日本でスマートフォンの普及が他国に比べゆっくりだったのは、「ガラケー」と呼ばれるフィーチャー・フォンの機能で充分だと考える層が存在したためである。既存の規制や既存業界のために Uber は日本ではなかなか普及しない。

「若者が保守化している」と巧妙に若者にその責任をすり替えることで自らの保守性を温存する中高年層 (自分もその一人) が社会の大半を占めるようになったことも関係しているのだろう。60 年代の西海岸のヒッピー文化の影響を受けたリベラルな若者たちが 70 年代に生み出した現在の ICT 技術の底流にいまだに流れている革新性の残滓を社会に顕在化しようという野望を多くの中高年は有していない。

たとえば団塊の世代よりはるか前、第二次世界大戦の勃発がまだ不安に過ぎなかった年に生まれた老人が池袋で起こした醜聞と被害に遭われた方の痛ましさの両方を ICT を活用したメディアが途方もない希薄さで肥大化させ視線から隠蔽し、老人を攻撃する人間たちを事件そのものに劣らぬ醜さで汚染した挙句、時流に便乗して金儲けをしようというのか、二項対立と閉鎖的共同体の成員であることを煽りたてる表題とポスト・トゥルース的惹句をカバーにもつ本を出版する輩までが現れ、しかもそれがベストセラーになってしまうという事態を嫌でも目のあたりにしてしまうと、つい日本における ICT 技術の活用方法とは、新たな境界線の形成、潜在的でしかなかった境界線の固定強化、予定調和にもとづいた物語 (イメージ) の流通による意義深い細部の運動の無効化に加担する陰惨な創造性の抑圧のことであると思いたくなってしまう。イノベーションとは既成の境界を逸脱させることで、社会に変化をもたらすものであるとすると、それは「負のイノベーション」を提供するといってよいかもしれない。少なくとも、現在の日本市場はイノベーションを揺籃してくれる環境とは考えにくい。

ICT 技術が国家の経済成長に真に有意に寄与するために、生まれたばかりの技術を揺籃し一人前に育てていく場所の多くは、かつての日本もそうであった途上国であろう。

たとえば、現在のバングラデシュが、どこかしら 60 年代初頭の高度成長期にこれから入ろうとする 55 年体制の日本に類似しているとみなしたタイムマシン・モデルにもとづいて考察することは、満更無駄ではないと思うし、60 年代に日本で流行ったレトルト・カレーはバングラデシュでも流行るのかと想像することは暇つぶしぐらいにはなる。

その一方で、技術進化や普及が早い ICT 技術はタイムマシン・モデルにしばしばのっとらない。
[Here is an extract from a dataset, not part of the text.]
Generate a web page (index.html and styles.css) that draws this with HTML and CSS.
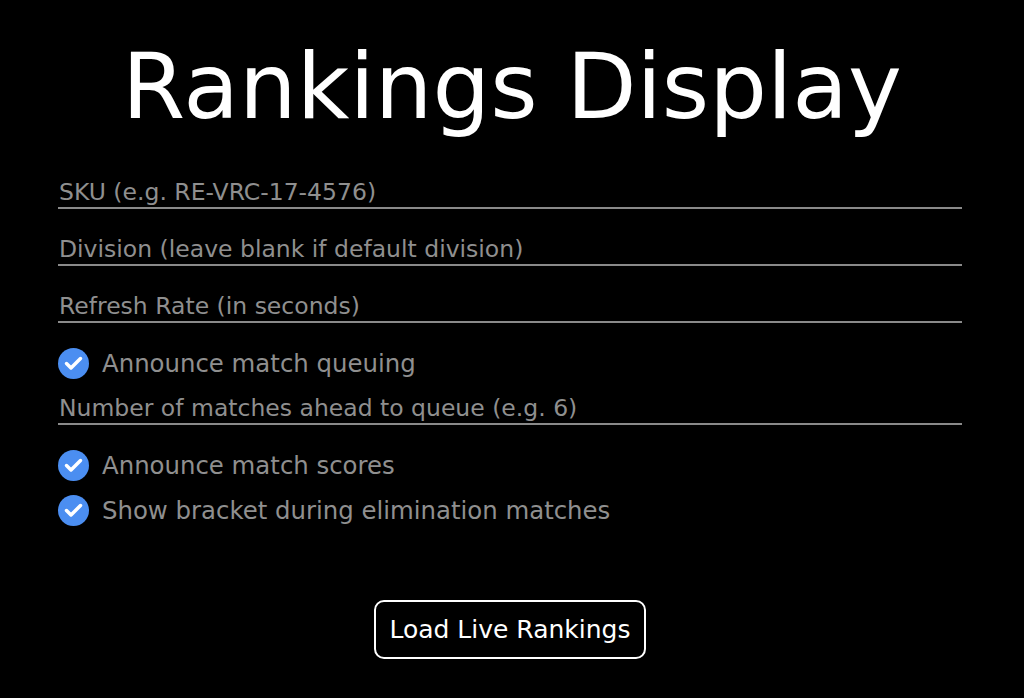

それは携帯電話が、新興国のほぼすべてで、より過大なインフラが必要で構築に時間を要する固定電話の通信インフラ普及を実現させることなく絶滅させ、経済成長期を迎える前から普及したことを考えれば明らかであろう。世帯に普及していない銀行預金やクレジットカードだってフィンテックに飛びこされるだろうことは容易に想像できる。
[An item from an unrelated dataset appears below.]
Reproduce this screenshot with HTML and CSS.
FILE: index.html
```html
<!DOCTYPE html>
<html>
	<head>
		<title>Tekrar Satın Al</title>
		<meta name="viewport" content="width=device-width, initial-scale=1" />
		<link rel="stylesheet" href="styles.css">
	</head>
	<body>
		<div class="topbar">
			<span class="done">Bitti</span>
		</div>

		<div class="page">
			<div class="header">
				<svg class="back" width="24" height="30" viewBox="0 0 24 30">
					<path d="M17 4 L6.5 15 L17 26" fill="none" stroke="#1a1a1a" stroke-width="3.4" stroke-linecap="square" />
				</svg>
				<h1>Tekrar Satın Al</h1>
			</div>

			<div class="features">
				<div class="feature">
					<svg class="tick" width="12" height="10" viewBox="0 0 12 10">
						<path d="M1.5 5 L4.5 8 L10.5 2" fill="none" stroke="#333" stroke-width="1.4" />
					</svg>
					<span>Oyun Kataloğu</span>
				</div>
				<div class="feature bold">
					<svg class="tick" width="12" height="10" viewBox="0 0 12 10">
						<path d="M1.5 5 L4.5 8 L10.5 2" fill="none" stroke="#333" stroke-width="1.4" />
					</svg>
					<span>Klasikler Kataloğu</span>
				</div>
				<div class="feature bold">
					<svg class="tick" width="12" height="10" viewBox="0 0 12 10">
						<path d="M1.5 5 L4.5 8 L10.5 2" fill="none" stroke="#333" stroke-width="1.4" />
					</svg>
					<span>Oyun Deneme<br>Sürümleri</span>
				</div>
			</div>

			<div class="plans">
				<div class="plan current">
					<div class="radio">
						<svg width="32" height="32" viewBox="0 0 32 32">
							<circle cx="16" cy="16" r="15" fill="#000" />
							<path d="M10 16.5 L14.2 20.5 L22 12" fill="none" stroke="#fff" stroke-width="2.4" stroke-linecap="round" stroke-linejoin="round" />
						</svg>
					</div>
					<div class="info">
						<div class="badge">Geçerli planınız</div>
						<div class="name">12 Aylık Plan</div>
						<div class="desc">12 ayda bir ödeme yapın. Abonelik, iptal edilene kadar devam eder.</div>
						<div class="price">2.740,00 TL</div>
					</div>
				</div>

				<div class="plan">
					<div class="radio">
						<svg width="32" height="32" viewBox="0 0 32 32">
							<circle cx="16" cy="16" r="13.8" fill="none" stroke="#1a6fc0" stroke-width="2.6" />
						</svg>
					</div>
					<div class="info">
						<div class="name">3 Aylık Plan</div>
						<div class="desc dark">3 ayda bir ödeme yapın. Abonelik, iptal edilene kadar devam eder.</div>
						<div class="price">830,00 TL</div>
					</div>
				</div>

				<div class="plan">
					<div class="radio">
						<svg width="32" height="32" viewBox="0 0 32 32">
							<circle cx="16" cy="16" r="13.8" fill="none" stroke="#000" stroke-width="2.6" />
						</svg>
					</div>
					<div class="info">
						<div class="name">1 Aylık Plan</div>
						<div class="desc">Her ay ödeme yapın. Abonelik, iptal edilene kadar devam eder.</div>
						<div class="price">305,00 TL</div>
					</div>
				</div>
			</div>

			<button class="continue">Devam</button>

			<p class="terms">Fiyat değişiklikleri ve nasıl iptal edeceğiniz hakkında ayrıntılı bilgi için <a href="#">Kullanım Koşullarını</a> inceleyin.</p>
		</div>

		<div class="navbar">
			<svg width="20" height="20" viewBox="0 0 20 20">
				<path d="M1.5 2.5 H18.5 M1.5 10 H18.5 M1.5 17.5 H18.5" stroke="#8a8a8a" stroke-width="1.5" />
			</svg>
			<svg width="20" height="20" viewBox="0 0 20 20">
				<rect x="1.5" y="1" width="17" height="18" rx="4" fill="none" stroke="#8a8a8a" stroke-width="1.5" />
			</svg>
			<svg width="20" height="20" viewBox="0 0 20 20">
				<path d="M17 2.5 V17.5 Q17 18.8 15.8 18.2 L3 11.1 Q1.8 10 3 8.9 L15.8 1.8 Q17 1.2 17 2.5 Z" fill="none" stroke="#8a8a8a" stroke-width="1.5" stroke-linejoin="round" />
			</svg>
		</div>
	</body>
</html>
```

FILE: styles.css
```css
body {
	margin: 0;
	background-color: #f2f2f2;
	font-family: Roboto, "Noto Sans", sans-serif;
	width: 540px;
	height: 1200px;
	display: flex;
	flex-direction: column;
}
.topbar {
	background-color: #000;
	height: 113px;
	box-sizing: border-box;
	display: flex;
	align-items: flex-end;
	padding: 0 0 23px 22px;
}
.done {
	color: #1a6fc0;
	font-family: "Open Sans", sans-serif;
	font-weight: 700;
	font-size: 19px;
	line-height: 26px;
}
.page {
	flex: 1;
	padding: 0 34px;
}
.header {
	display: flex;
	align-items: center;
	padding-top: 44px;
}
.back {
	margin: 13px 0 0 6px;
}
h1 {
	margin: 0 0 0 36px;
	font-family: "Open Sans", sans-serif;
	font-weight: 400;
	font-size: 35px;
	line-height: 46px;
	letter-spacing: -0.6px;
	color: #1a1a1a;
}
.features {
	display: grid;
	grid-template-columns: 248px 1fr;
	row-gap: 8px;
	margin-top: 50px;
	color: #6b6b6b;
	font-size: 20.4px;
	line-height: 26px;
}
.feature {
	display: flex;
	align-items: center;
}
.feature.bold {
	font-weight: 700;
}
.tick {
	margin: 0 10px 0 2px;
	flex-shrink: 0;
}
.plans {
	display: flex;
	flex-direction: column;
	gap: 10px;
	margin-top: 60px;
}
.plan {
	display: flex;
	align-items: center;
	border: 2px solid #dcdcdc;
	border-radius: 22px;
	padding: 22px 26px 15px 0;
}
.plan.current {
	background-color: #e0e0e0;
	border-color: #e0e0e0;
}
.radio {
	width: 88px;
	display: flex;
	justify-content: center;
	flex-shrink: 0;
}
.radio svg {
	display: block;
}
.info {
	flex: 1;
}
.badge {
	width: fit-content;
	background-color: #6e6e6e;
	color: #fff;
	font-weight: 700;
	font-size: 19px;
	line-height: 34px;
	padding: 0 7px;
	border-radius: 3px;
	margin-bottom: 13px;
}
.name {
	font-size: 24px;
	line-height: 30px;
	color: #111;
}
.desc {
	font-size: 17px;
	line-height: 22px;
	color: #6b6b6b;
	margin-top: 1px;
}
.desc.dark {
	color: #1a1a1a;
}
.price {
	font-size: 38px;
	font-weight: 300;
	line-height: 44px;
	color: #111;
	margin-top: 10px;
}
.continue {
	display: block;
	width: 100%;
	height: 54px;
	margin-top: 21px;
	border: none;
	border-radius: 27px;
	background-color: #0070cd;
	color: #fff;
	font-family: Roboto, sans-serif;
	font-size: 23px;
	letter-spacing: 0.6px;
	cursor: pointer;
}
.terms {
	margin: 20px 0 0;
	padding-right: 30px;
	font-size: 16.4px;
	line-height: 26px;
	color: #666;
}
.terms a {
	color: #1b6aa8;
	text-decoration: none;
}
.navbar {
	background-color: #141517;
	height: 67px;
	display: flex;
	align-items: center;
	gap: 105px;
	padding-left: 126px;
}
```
本来、普及がきわめて早いデジタル情報技術は、普及の抵抗となる既存の代替手段が対象市場にほとんどなく、日本のように病的で末期症状とさえ思わせる毛細血管のように張り巡らされた規制や暗黙のルールもなく、しばしばリスクを怖れず野心家でもある青年層が社会の大半を構成していれば、信じられないほどの速度で普及するはずである (もちろんその副作用もあらわれる)。技術がまだ成熟しておらず、使用環境条件になんらかの重要な不備があっても社会の方が逆に運用で対応してくれる。たとえば、携帯電話は電気がインフラとしてきていない村ですら使われている例がある。初期には高額な導入コストも、定石であるシェアリング (実現方法はなんであれ小口分割払い) によって対応される。普及速度があまりにも速く早期に寡占市場化するためにフォロワーの市場参入は比較的困難であり、したがってイノベーターになることはきわめて大きな差別化要因となるかもしれない。

新興国が面白いのは、まるでタイムマシンで過去に行ったのかと思わせるような遅々として進まない部分と、火がついたように普及してしまう部分の両極端と思える二つの側面が存在し、その両方が生み出す多様なダイナミズムを想像することが必要なところである。

※ 前の記事で『時をかける少女』について書いたので、その連想がつまらない方向に進みどうでもよい記事となってしまった (← いつものことか)。